From the entries below, gather each line containing the word "React".
## Start DATA
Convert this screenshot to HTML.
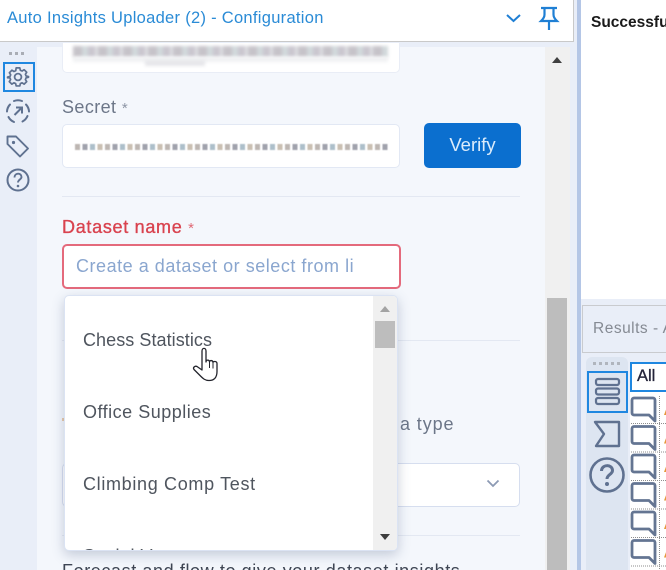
## End DATA
## Start DATA
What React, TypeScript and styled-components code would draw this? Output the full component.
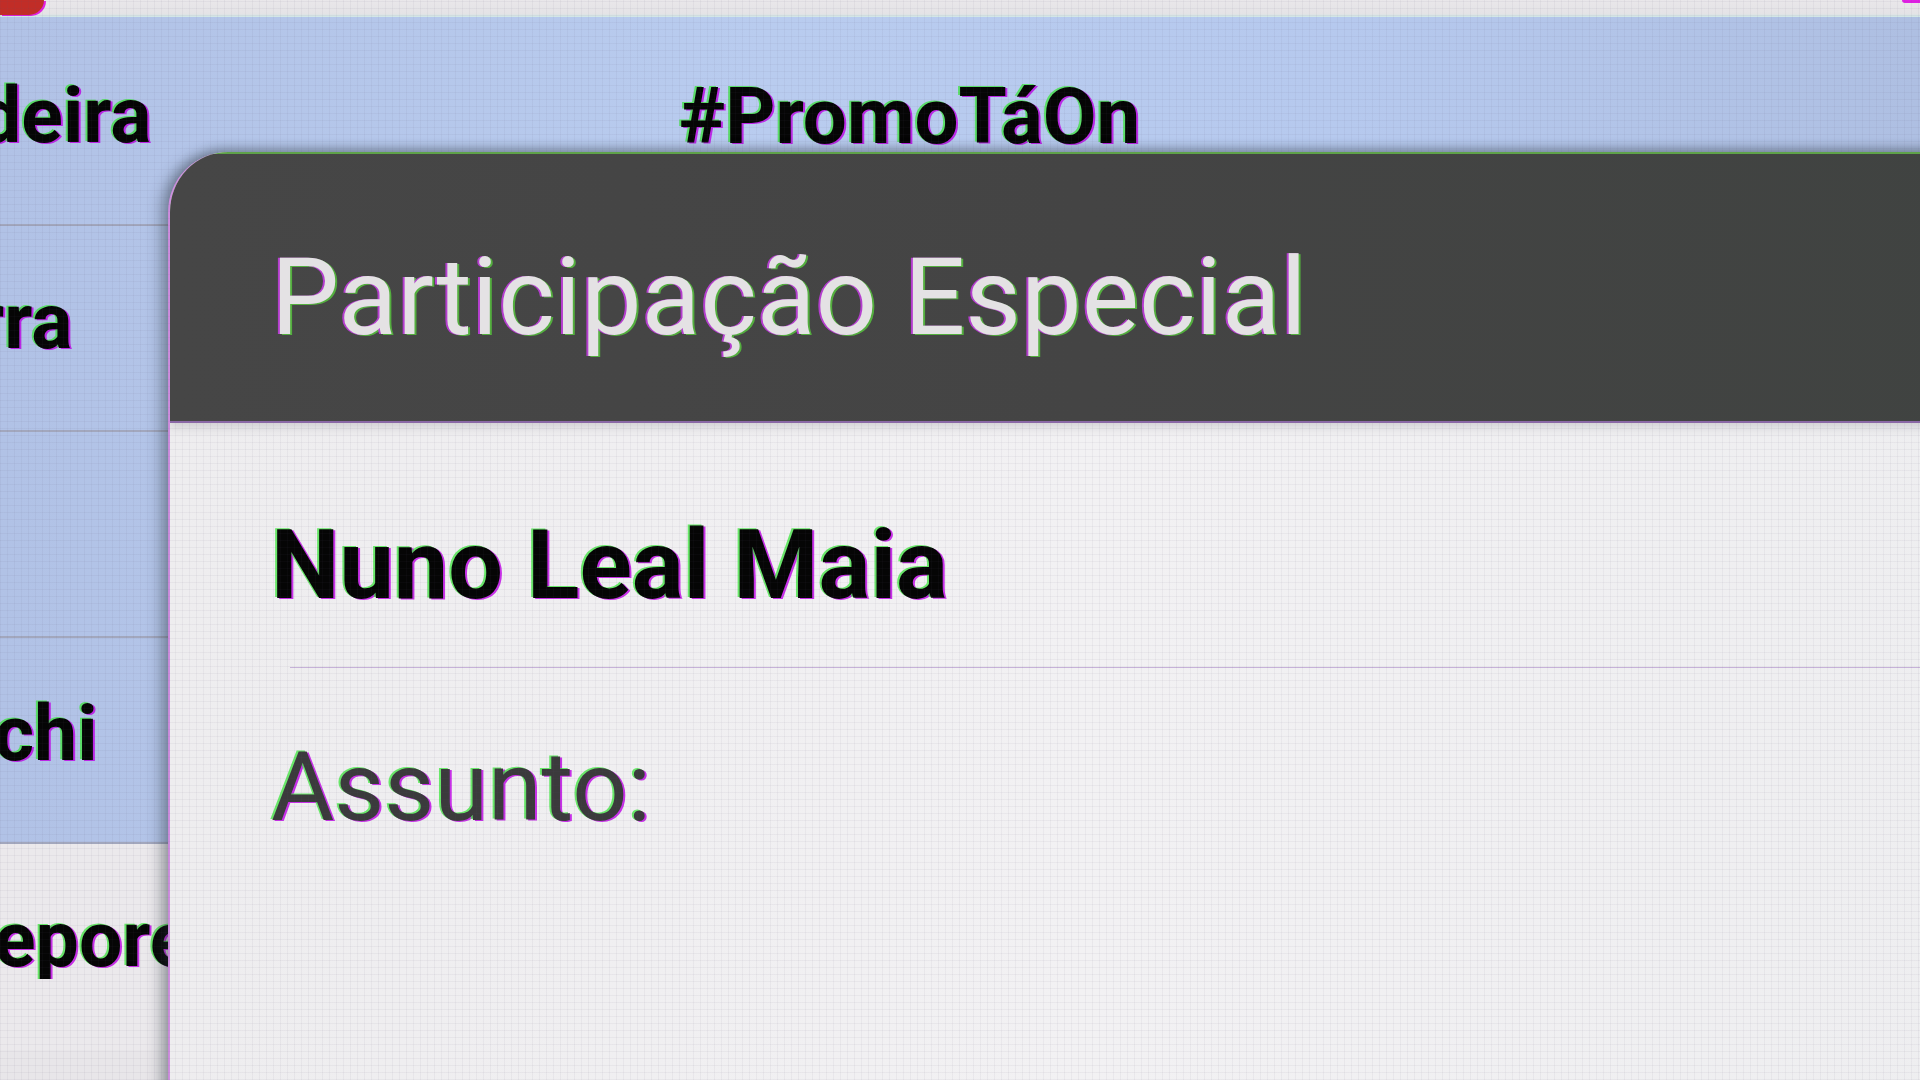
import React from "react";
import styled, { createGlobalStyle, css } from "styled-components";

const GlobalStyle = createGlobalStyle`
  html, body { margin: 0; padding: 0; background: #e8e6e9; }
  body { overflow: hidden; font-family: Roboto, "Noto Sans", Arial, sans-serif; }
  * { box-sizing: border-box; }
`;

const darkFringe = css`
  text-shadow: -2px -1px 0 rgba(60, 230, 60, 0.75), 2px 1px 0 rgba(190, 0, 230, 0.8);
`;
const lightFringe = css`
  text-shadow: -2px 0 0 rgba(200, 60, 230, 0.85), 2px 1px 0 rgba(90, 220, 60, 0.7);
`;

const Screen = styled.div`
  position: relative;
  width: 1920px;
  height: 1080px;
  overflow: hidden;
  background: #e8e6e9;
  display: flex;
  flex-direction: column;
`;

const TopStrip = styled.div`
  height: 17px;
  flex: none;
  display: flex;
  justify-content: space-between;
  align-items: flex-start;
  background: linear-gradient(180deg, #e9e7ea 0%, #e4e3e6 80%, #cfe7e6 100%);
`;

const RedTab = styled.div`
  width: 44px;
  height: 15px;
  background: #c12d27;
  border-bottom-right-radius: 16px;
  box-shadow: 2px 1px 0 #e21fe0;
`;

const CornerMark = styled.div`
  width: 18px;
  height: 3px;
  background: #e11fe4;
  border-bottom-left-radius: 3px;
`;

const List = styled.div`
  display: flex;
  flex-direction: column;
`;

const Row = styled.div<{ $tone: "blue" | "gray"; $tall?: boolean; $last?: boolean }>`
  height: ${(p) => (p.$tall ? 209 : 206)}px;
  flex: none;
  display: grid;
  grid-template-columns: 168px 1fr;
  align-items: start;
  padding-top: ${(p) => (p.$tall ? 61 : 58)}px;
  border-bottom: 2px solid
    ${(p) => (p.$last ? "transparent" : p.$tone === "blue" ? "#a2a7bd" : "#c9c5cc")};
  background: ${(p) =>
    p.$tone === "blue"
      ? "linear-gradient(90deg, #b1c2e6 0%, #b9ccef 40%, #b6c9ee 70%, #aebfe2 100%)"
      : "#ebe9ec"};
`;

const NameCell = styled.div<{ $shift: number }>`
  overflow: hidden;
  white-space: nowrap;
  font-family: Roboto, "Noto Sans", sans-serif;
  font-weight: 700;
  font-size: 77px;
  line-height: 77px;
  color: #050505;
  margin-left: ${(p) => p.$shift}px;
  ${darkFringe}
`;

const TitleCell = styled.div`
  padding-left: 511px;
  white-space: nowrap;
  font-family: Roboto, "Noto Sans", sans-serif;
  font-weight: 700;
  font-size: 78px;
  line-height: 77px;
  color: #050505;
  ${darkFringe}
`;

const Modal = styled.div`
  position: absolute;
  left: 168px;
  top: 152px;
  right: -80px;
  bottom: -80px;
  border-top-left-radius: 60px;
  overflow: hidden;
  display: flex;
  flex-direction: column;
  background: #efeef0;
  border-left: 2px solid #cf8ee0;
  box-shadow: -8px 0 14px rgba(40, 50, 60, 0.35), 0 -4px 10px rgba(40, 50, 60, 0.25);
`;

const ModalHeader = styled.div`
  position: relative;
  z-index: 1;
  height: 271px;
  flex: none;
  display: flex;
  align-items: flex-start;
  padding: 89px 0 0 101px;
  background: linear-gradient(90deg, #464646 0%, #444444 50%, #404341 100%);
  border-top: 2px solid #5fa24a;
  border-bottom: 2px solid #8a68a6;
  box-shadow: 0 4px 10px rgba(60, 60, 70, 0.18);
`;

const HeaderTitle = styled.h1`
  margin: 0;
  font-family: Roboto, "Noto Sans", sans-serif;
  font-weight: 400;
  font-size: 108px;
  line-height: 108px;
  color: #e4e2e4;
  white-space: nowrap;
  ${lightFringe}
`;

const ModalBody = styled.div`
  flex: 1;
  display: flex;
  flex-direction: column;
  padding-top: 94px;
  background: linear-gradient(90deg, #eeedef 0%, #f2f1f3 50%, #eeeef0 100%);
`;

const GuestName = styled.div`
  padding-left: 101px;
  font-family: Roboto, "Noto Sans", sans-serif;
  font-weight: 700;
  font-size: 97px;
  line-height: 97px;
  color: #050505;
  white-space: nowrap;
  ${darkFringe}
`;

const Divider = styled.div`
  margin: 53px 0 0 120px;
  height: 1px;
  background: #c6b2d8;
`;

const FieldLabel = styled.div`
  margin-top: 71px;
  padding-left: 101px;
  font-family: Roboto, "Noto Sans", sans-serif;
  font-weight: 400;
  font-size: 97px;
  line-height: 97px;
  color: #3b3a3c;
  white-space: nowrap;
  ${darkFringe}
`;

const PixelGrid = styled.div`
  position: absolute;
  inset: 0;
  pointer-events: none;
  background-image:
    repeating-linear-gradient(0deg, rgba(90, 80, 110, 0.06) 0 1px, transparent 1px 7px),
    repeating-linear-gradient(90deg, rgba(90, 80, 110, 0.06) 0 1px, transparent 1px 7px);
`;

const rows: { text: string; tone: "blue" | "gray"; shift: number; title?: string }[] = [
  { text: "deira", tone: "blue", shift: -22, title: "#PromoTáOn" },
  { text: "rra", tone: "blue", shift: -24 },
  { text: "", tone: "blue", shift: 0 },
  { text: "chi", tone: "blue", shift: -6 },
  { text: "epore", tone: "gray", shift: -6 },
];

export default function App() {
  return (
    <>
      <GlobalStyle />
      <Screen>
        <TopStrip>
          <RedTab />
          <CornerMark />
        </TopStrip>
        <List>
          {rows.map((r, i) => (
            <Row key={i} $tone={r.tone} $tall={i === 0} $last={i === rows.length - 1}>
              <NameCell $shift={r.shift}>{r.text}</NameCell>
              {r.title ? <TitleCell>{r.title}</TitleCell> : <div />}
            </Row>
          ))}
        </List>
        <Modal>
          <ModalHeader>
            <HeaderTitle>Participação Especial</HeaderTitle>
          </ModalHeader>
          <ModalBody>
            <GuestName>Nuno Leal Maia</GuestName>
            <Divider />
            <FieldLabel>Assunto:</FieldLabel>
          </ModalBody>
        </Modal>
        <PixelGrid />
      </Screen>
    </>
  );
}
## End DATA
EXERCISE SOLUTION:
What React, TypeScript and styled-components code would draw this? Output the full component.
import React from "react";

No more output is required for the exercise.